Sent to the Federal Government Girls’ College in Sagamu at just 11 years old, Badenoch recalled grim conditions: no running water, students forced to fetch buckets of it themselves, and the manual labor of cutting grass with machetes due to a lack of lawnmowers. Dormitories were overcrowded, she said, with 300 girls crammed into buildings and up to 30 sharing a single room.
She spoke of a diet so poor that she lost a significant amount of weight, often trading her meals for books to avoid eating foods she disliked, particularly fish. Despite the challenges, Badenoch credited these early struggles with shaping her resilience and political worldview.
The interview also delved into her unique cross-continental upbringing.
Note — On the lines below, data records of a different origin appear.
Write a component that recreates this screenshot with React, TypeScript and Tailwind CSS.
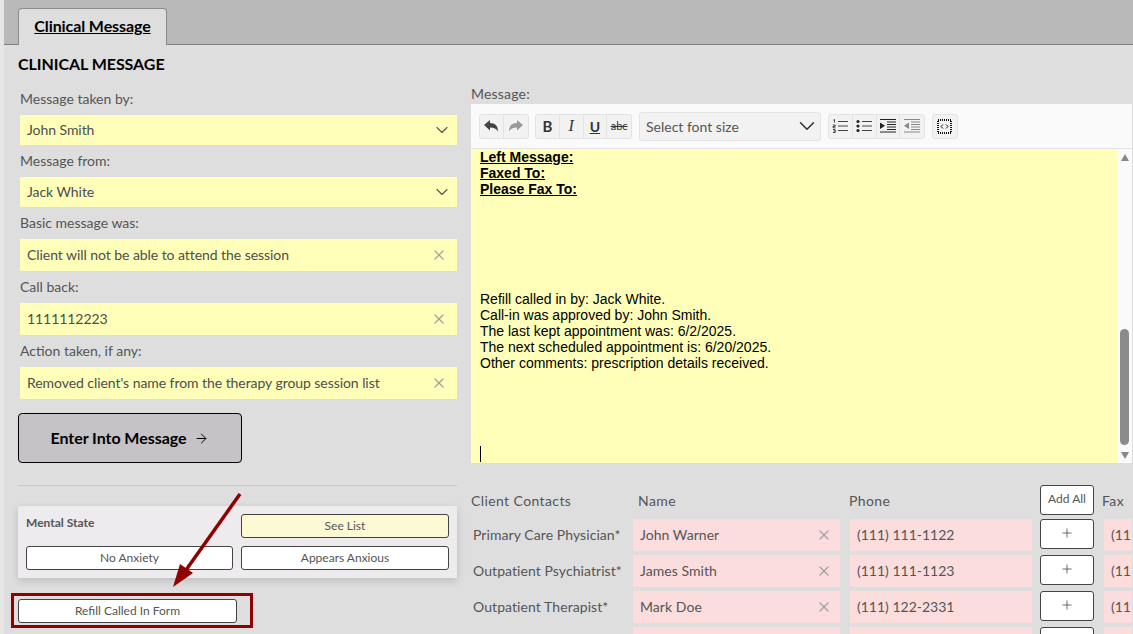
import { ChevronDown, X, ArrowRight, Plus } from 'lucide-react';

const lato = { fontFamily: 'Lato, sans-serif' };

function Field({ label, value, kind, tall }: { label: string; value: string; kind: 'select' | 'clear'; tall?: boolean }) {
  return (
    <div>
      <div className="h-[24px] pl-[2px] text-[14px] leading-[16px] text-[#555]">{label}</div>
      <div className={`ml-[2px] flex items-center justify-between bg-[#ffffb9] pl-[7px] text-[14px] tracking-[-0.06px] text-[#4d4d4d] ${tall ? 'h-[32px] pr-[10px]' : 'h-[30px] pr-[5px]'}`}>
        <span className="mb-[2px]">{value}</span>
        {kind === 'select' ? (
          <ChevronDown className="w-[20px] h-[20px] text-[#555]" strokeWidth={1.3} />
        ) : (
          <X className="w-[16px] h-[16px] text-[#a0a0a0]" strokeWidth={1.8} />
        )}
      </div>
    </div>
  );
}

function ToolGroup({ children }: { children: React.ReactNode }) {
  return <div className="flex h-[25px] rounded-[3px] border border-[#e3e3e3] bg-[#f2f2f2] divide-x divide-[#e3e3e3]">{children}</div>;
}

function Tool({ children }: { children: React.ReactNode }) {
  return <div className="flex w-[23.75px] items-center justify-center text-[#333]">{children}</div>;
}

function Reply({ color, flip }: { color: string; flip?: boolean }) {
  return (
    <svg width="14" height="12" viewBox="0 0 14 12" className={flip ? '-scale-x-100' : ''}>
      <path d="M0 5L6 0v3.1c5 0 8 2.7 8 8.4C12.600 8.800 10 7.400 6 7.400V10.500z" fill={color} />
    </svg>
  );
}

function Lines({ marker, dim }: { marker: 'num' | 'dot' | 'in' | 'out'; dim?: boolean }) {
  const color = dim ? '#888' : '#222';
  return (
    <svg width="16" height="14" viewBox="0 0 16 14" fill="none" stroke={color}>
      {marker === 'num' || marker === 'dot' ? (
        <>
          <path d="M6 2.500h10M6 7h10M6 11.500h10" stroke="#444" />
          {marker === 'dot' ? (
            <g fill={color} stroke="none">
              <circle cx="2" cy="2.500" r="1.600" />
              <circle cx="2" cy="7" r="1.600" />
              <circle cx="2" cy="11.500" r="1.600" />
            </g>
          ) : (
            <path d="M1.500 1l1-.5v3M.8 6h2.400v1.400H1v1.400h2.400M1 10.500h2.200v3H1M1.500 12h1.700" strokeWidth="0.8" />
          )}
        </>
      ) : (
        <>
          <path d="M0 .5h16M7 3h9M7 5.500h9M7 8h9M7 10.500h9M0 13h16" />
          {marker === 'in' ? <path d="M0 3.500l5 3.200-5 3.200z" fill={color} stroke="none" /> : <path d="M5 3.500L0 6.700l5 3.200z" fill={color} stroke="none" />}
        </>
      )}
    </svg>
  );
}

function ContactRow({ label, name, phone, clear = true }: { label: string; name: string; phone: string; clear?: boolean }) {
  return (
    <div className="flex h-[32px] shrink-0 items-stretch whitespace-nowrap text-[14px] text-[#555]">
      <div className="flex w-[162px] shrink-0 items-center pb-[2px] pl-[2px] tracking-[0.07px]">{label}</div>
      <div className="flex w-[207px] shrink-0 items-center justify-between bg-[#fbdddd] pl-[7px] pr-[8px] tracking-[0.05px]">
        <span className="mb-[2px]">{name}</span>
        {clear && <X className="w-[16px] h-[16px] text-[#a0a0a0]" strokeWidth={1.8} />}
      </div>
      <div className="ml-[10px] flex w-[182px] shrink-0 items-center bg-[#fbdddd] pb-[2px] pl-[7px]">{phone}</div>
      <div className="ml-[8px] flex h-[30px] w-[54px] shrink-0 items-center justify-center rounded-[3px] border border-[#444] bg-white pb-[2px]">
        <Plus className="w-[14px] h-[14px]" strokeWidth={1.5} />
      </div>
      <div className="ml-[10px] flex w-[60px] shrink-0 items-center overflow-hidden bg-[#fbdddd] pb-[2px] pl-[7px]">{phone}</div>
    </div>
  );
}

export default function App() {
  return (
    <div className="relative h-[634px] w-[1133px] overflow-hidden" style={lato}>
      <div className="h-full border-l-[4px] border-[#e6e6e6] bg-[#dedede]">
        {/* Tab strip */}
        <div className="flex h-[45px] items-end border-b border-[#7f7f7f] bg-[#b9b9b9] pl-[14px]">
          <div className="-mb-px flex h-[37px] w-[149px] items-center justify-center rounded-t-[4px] border border-b-0 border-[#8c8c8c] bg-[#dedede] pb-[2px] text-[16px] font-bold tracking-[-0.1px] text-black underline">
            Clinical Message
          </div>
        </div>

        <div className="flex">
          {/* Left column */}
          <div className="w-[453px] shrink-0 pl-[14px]">
            <h1 className="pt-[8px] text-[16px] font-bold leading-[22px] tracking-[-0.05px] text-black">CLINICAL MESSAGE</h1>
            <div className="mt-[16px] w-[439px]">
              <Field label="Message taken by:" value="John Smith" kind="select" />
              <div className="mt-[8px]"><Field label="Message from:" value="Jack White" kind="select" /></div>
              <div className="mt-[8px]"><Field label="Basic message was:" value="Client will not be able to attend the session" kind="clear" tall /></div>
              <div className="mt-[8px]"><Field label="Call back:" value="1111112223" kind="clear" tall /></div>
              <div className="mt-[8px]"><Field label="Action taken, if any:" value="Removed client's name from the therapy group session list" kind="clear" tall /></div>
            </div>
            <div className="mt-[14px] flex h-[50px] w-[224px] items-center justify-center gap-[8px] rounded-[4px] border border-black bg-[#c5c3c6] text-[16px] font-bold tracking-[-0.05px] text-black">
              Enter Into Message
              <ArrowRight className="w-[15px] h-[15px]" strokeWidth={1.6} />
            </div>
            <div className="mt-[22px] h-px w-[439px] bg-[#c8c8c8]" />
            <div className="mt-[20px] grid h-[72px] w-[439px] grid-cols-[207px_208px] content-start gap-x-[8px] gap-y-[8px] bg-[#edebee] px-[8px] pt-[8px] text-[12px] text-[#555] shadow-[0_3px_8px_rgba(0,0,0,0.15)]">
              <div className="font-bold leading-[18px]">Mental State</div>
              <div className="flex h-[24px] items-center justify-center rounded-[3px] border border-[#444] bg-[#fdf9d5]">See List</div>
              <div className="flex h-[24px] items-center justify-center rounded-[3px] border border-[#444] bg-white">No Anxiety</div>
              <div className="flex h-[24px] items-center justify-center rounded-[3px] border border-[#444] bg-white">Appears Anxious</div>
            </div>
            <div className="mt-[21px] flex h-[24px] w-[219px] items-center justify-center rounded-[3px] border border-[#444] bg-white text-[12px] text-[#555]">
              Refill Called In Form
            </div>
          </div>

          {/* Right column */}
          <div className="ml-[14px] w-[661px] shrink-0 overflow-hidden pt-[39px]">
            <div className="h-[20px] text-[14px] leading-[20px] tracking-[0.2px] text-[#555]">Message:</div>
            <div className="flex h-[45px] items-center border-b border-[#e5e5e5] bg-[#fafafa] pl-[8px]">
              <ToolGroup>
                <Tool><Reply color="#444" /></Tool>
                <Tool><Reply color="#999" flip /></Tool>
              </ToolGroup>
              <div className="ml-[6.5px]">
                <ToolGroup>
                  <Tool><span className="text-[15px] font-bold">B</span></Tool>
                  <Tool><span className="text-[16px] italic" style={{ fontFamily: 'Liberation Serif, serif' }}>I</span></Tool>
                  <Tool><span className="text-[14px] font-bold underline">U</span></Tool>
                  <Tool><span className="text-[11px] line-through">abc</span></Tool>
                </ToolGroup>
              </div>
              <div className="ml-[7px] flex h-[29px] w-[182px] items-center justify-between rounded-[3px] border border-[#e3e3e3] bg-[#f2f2f2] pl-[6px] text-[14px] text-[#555]">
                Select font size
                <ChevronDown className="w-[26px] h-[26px] text-[#333]" strokeWidth={1.4} />
              </div>
              <div className="ml-[7px]">
                <ToolGroup>
                  <Tool><Lines marker="num" /></Tool>
                  <Tool><Lines marker="dot" /></Tool>
                  <Tool><Lines marker="in" /></Tool>
                  <Tool><Lines marker="out" dim /></Tool>
                </ToolGroup>
              </div>
              <div className="ml-[7px]">
                <ToolGroup>
                  <Tool>
                    <svg width="15" height="15" viewBox="0 0 15 15" fill="none" stroke="#111">
                      <rect x="1" y="1" width="13" height="13" strokeDasharray="1 1" strokeWidth="2" />
                      <path d="M6 5.500L4 7.500l2 2M9 5.500l2 2-2 2" strokeWidth="1" />
                    </svg>
                  </Tool>
                </ToolGroup>
              </div>
            </div>
            <div className="flex h-[314px]">
              <div className="flex-1 bg-[#ffffb9] pl-[9px] text-[14px] leading-[16px] text-black" style={{ fontFamily: 'Liberation Sans, sans-serif' }}>
                <div className="font-bold underline">Left Message:</div>
                <div className="font-bold underline">Faxed To:</div>
                <div className="font-bold underline">Please Fax To:</div>
                <div className="mt-[94px]">Refill called in by: Jack White.</div>
                <div>Call-in was approved by: John Smith.</div>
                <div>The last kept appointment was: 6/2/2025.</div>
                <div>The next scheduled appointment is: 6/20/2025.</div>
                <div>Other comments: prescription details received.</div>
                <div className="mt-[75px] h-[16px] w-px bg-black" />
              </div>
              <div className="flex w-[15px] flex-col items-center bg-[#fafafa] pt-[5px]">
                <div className="h-0 w-0 border-x-[4.5px] border-b-[7px] border-x-transparent border-b-[#888]" />
                <div className="mt-[168px] h-[116px] w-[9px] rounded-full bg-[#8b8b8b]" />
                <div className="mt-[7px] h-0 w-0 border-x-[4.5px] border-t-[7px] border-x-transparent border-t-[#888]" />
              </div>
            </div>

            {/* Client contacts */}
            <div className="mt-[21px] flex h-[34px] items-center whitespace-nowrap text-[14px] tracking-[0.4px] text-[#555]">
              <div className="w-[167px] shrink-0 pb-[2px]">Client Contacts</div>
              <div className="w-[211px] shrink-0 pb-[2px]">Name</div>
              <div className="w-[191px] shrink-0 pb-[2px]">Phone</div>
              <div className="mb-[3px] flex h-[30px] w-[54px] shrink-0 items-center justify-center rounded-[3px] border border-[#444] bg-white pb-[1px] text-[12px] tracking-normal">Add All</div>
              <div className="ml-[8px] shrink-0 pb-[2px]">Fax</div>
            </div>
            <div className="flex flex-col gap-[4px] pt-[1px]">
              <ContactRow label="Primary Care Physician*" name="John Warner" phone="(111) 111-1122" />
              <ContactRow label="Outpatient Psychiatrist*" name="James Smith" phone="(111) 111-1123" />
              <ContactRow label="Outpatient Therapist*" name="Mark Doe" phone="(111) 122-2331" />
              <ContactRow label="" name="" phone="" clear={false} />
            </div>
          </div>
        </div>
      </div>

      {/* Annotation over the page */}
      <div className="absolute left-[11px] top-[593px] h-[35px] w-[242px] border-[3px] border-[#8f0000]" />
      <svg className="absolute left-0 top-0" width="1133" height="634" fill="none">
        <path d="M240 494L186 570" stroke="#8f0000" strokeWidth="3.500" />
        <path d="M173 587L180 564L193 573Z" fill="#8f0000" />
      </svg>
    </div>
  );
}
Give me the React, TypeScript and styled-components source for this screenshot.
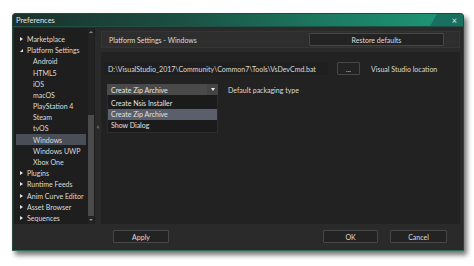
import React from "react";
import styled, { createGlobalStyle, css } from "styled-components";

const Global = createGlobalStyle`
  html, body { margin: 0; padding: 0; background: #ffffff; }
  body { font-family: Lato, "Open Sans", sans-serif; }
  * { box-sizing: border-box; }
`;

const Page = styled.div`
  width: 474px;
  height: 266px;
  padding: 13px 0 0 12px;
`;

const Window = styled.div`
  width: 452px;
  height: 238px;
  display: flex;
  flex-direction: column;
  background: #2a2a2a;
  border: 1px solid #2b463f;
  border-bottom-color: #2f6b5a;
  border-radius: 4px 4px 1px 1px;
  box-shadow: 3px 4px 5px rgba(0, 0, 0, 0.55);
  overflow: hidden;
  font-family: Lato, "Open Sans", sans-serif;
  font-size: 7px;
  color: #d9d9d9;
`;

const TitleBar = styled.div`
  height: 13px;
  flex: none;
  display: flex;
  align-items: stretch;
  background: linear-gradient(90deg, #1b312c 0%, #1b4d41 35%, #1c7a61 70%, #1e9a78 100%);
  border-bottom: 1px solid #1f4f43;
`;

const TitleText = styled.div`
  flex: 1;
  display: flex;
  align-items: center;
  padding-left: 3px;
  font-size: 7.5px;
  color: #e4e4e4;
`;

const CloseTab = styled.div`
  width: 33px;
  display: flex;
  align-items: center;
  justify-content: flex-end;
  padding-right: 6px;
  background: #187060;
  clip-path: polygon(7px 0, 100% 0, 100% 100%, 0 100%);
  color: #e0e0e0;
  font-size: 9px;
  line-height: 1;
`;

const Body = styled.div`
  flex: none;
  display: flex;
  padding: 1px 3px 0 1px;
`;

const TreePanel = styled.div`
  width: 81px;
  height: 196px;
  flex: none;
  display: flex;
  background: #1e1e1e;
`;

const TreeArea = styled.div`
  flex: 1;
  overflow: hidden;
  padding: 5.4px 2px 0;
`;

const Row = styled.div<{ $level: number; $selected?: boolean }>`
  height: 11.2px;
  display: flex;
  align-items: center;
  padding-left: ${(p) => (p.$level === 0 ? 4 : 17)}px;
  white-space: nowrap;
  color: #dcdcdc;
  ${(p) =>
    p.$selected &&
    css`
      background: #4a4e57;
    `}
`;

const ArrowSlot = styled.span`
  width: 7px;
  flex: none;
  display: flex;
  align-items: center;
`;

const Collapsed = styled.span`
  width: 0;
  height: 0;
  border-top: 2.5px solid transparent;
  border-bottom: 2.5px solid transparent;
  border-left: 3px solid #e6e6e6;
`;

const Expanded = styled.span`
  width: 0;
  height: 0;
  border-left: 3.5px solid transparent;
  border-bottom: 3.5px solid #e6e6e6;
`;

const Scrollbar = styled.div`
  width: 6px;
  flex: none;
  display: flex;
  flex-direction: column;
  align-items: center;
  margin-right: 1px;
  background: #232323;
`;

const ScrollArrow = styled.div<{ $down?: boolean }>`
  height: 8px;
  flex: none;
  display: flex;
  align-items: center;
  justify-content: center;
  &::after {
    content: "";
    width: 0;
    height: 0;
    border-left: 2px solid transparent;
    border-right: 2px solid transparent;
    ${(p) =>
      p.$down
        ? css`border-top: 2px solid #8a8a8a;`
        : css`border-bottom: 2px solid #8a8a8a;`}
  }
`;

const Track = styled.div`
  flex: 1;
  width: 100%;
  display: flex;
  flex-direction: column;
  justify-content: flex-end;
`;

const Thumb = styled.div`
  height: 101px;
  width: 100%;
  background: #4b4b4b;
`;

const Gutter = styled.div`
  width: 6px;
  flex: none;
  display: flex;
  align-items: center;
  justify-content: center;
  color: #8d8d8d;
  font-size: 7px;
`;

const RightPanel = styled.div`
  flex: 1;
  display: flex;
  flex-direction: column;
  height: 196px;
`;

const Header = styled.div`
  margin-top: 3px;
  height: 17px;
  flex: none;
  display: flex;
  align-items: center;
  justify-content: space-between;
  padding: 0 15px 0 7px;
  background: #2e2e2e;
  border: 1px solid #353535;
`;

const Content = styled.div`
  margin-top: 4px;
  flex: 1;
  background: #222222;
  padding: 10px 0 0 3px;
  display: flex;
  flex-direction: column;
  gap: 9px;
`;

const FieldRow = styled.div`
  display: flex;
  align-items: center;
`;

const PathInput = styled.div`
  width: 224px;
  height: 13px;
  display: flex;
  align-items: center;
  padding-left: 4px;
  background: #1f1f1f;
  white-space: nowrap;
  color: #dcdcdc;
`;

const Button = styled.div<{ $w: number }>`
  width: ${(p) => p.$w}px;
  height: 13px;
  flex: none;
  display: flex;
  align-items: center;
  justify-content: center;
  background: #232323;
  border: 1px solid #474747;
  border-radius: 1px;
  color: #dedede;
`;

const BrowseButton = styled(Button)`
  margin: 0 11px 0 9px;
`;

const Label = styled.span`
  color: #dcdcdc;
  white-space: nowrap;
`;

const SelectWrap = styled.div`
  position: relative;
  margin-left: 3px;
  margin-right: 10px;
`;

const Select = styled.div`
  width: 111px;
  height: 11px;
  display: flex;
  align-items: center;
  background: #4a4a4a;
  color: #e6e6e6;
`;

const SelectText = styled.span`
  flex: 1;
  padding-left: 4px;
`;

const SelectArrow = styled.span`
  width: 11px;
  height: 100%;
  display: flex;
  align-items: center;
  justify-content: center;
  background: #444;
  &::after {
    content: "";
    width: 0;
    height: 0;
    border-left: 2.5px solid transparent;
    border-right: 2.5px solid transparent;
    border-top: 3px solid #eeeeee;
  }
`;

const Menu = styled.div`
  position: absolute;
  top: 100%;
  left: 0;
  width: 111px;
  height: 38px;
  padding-top: 2.5px;
  background: #1b1b1b;
  border: 1px solid #2c2c2c;
  border-top: none;
  z-index: 2;
`;

const MenuItem = styled.div<{ $active?: boolean }>`
  height: 11px;
  display: flex;
  align-items: center;
  padding-left: 3px;
  color: #e2e2e2;
  ${(p) =>
    p.$active &&
    css`
      background: #5a5f6b;
    `}
`;

const Footer = styled.div`
  flex: 1;
  display: flex;
  align-items: center;
  padding: 0 16px 1px 100px;
`;

const Spacer = styled.div`
  flex: 1;
`;

const FooterGap = styled.div`
  width: 12px;
`;

type Item = { label: string; level: number; arrow?: "c" | "e"; selected?: boolean };

const tree: Item[] = [
  { label: "Marketplace", level: 0, arrow: "c" },
  { label: "Platform Settings", level: 0, arrow: "e" },
  { label: "Android", level: 1 },
  { label: "HTML5", level: 1 },
  { label: "iOS", level: 1 },
  { label: "macOS", level: 1 },
  { label: "PlayStation 4", level: 1 },
  { label: "Steam", level: 1 },
  { label: "tvOS", level: 1 },
  { label: "Windows", level: 1, selected: true },
  { label: "Windows UWP", level: 1 },
  { label: "Xbox One", level: 1 },
  { label: "Plugins", level: 0, arrow: "c" },
  { label: "Runtime Feeds", level: 0, arrow: "c" },
  { label: "Anim Curve Editor", level: 0, arrow: "c" },
  { label: "Asset Browser", level: 0, arrow: "c" },
  { label: "Sequences", level: 0, arrow: "c" },
];

export default function App() {
  return (
    <Page>
      <Global />
      <Window>
        <TitleBar>
          <TitleText>Preferences</TitleText>
          <CloseTab>×</CloseTab>
        </TitleBar>
        <Body>
          <TreePanel>
            <TreeArea>
              {tree.map((it) => (
                <Row key={it.label} $level={it.level} $selected={it.selected}>
                  {it.level === 0 && (
                    <ArrowSlot>{it.arrow === "e" ? <Expanded /> : <Collapsed />}</ArrowSlot>
                  )}
                  {it.label}
                </Row>
              ))}
            </TreeArea>
            <Scrollbar>
              <ScrollArrow />
              <Track>
                <Thumb />
              </Track>
              <ScrollArrow $down />
            </Scrollbar>
          </TreePanel>
          <Gutter>«</Gutter>
          <RightPanel>
            <Header>
              <Label>Platform Settings - Windows</Label>
              <Button $w={135}>Restore defaults</Button>
            </Header>
            <Content>
              <FieldRow>
                <PathInput>D:\VisualStudio_2017\Community\Common7\Tools\VsDevCmd.bat</PathInput>
                <BrowseButton $w={23}>...</BrowseButton>
                <Label>Visual Studio location</Label>
              </FieldRow>
              <FieldRow>
                <SelectWrap>
                  <Select>
                    <SelectText>Create Zip Archive</SelectText>
                    <SelectArrow />
                  </Select>
                  <Menu>
                    <MenuItem>Create Nsis Installer</MenuItem>
                    <MenuItem $active>Create Zip Archive</MenuItem>
                    <MenuItem>Show Dialog</MenuItem>
                  </Menu>
                </SelectWrap>
                <Label>Default packaging type</Label>
              </FieldRow>
            </Content>
          </RightPanel>
        </Body>
        <Footer>
          <Button $w={56}>Apply</Button>
          <Spacer />
          <Button $w={55}>OK</Button>
          <FooterGap />
          <Button $w={57}>Cancel</Button>
        </Footer>
      </Window>
    </Page>
  );
}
Born in Wimbledon in 1980 — the result of fertility treatments sought by her Nigerian parents — Badenoch was raised in Nigeria before spending later years in the United States and the UK. Her mother, Professor Feyi Adegoke, remains a university physiology lecturer at 75. Her father, a doctor who served Nigeria’s oil companies during the country’s economic boom, passed away three years ago.
Badenoch shared fond memories of her fourth birthday in 1984, marked by a Barbie cake in their Lagos apartment above the clinic. She described the joy of receiving a rare brown Barbie with a dress made of cake — a cherished gift that made a lasting impression.
Recounting her parents’ early life, Badenoch painted a picture of a vibrant 1970s Nigeria influenced by British education and pop culture. Her parents, who met in medical school, enjoyed a lifestyle shaped by oil wealth, travelling annually to London, shopping at Harrods, and embracing disco and Western music.
Badenoch also spoke candidly about her mother’s struggle with endometriosis — a condition dismissed at the time by doctors in Nigeria as something “only Europeans get.” It was a UK-based surgeon in Wimbledon, Mr. Roberts, who ultimately helped her mother conceive after years of uncertainty. “He facilitated it,” Badenoch said. “Without him, I wouldn’t have been born.”
Now the Member of Parliament for Saffron Walden and the UK’s opposition leader, Badenoch says her complex upbringing — split between continents, cultures, and economic realities — continues to influence her political philosophy and sense of self.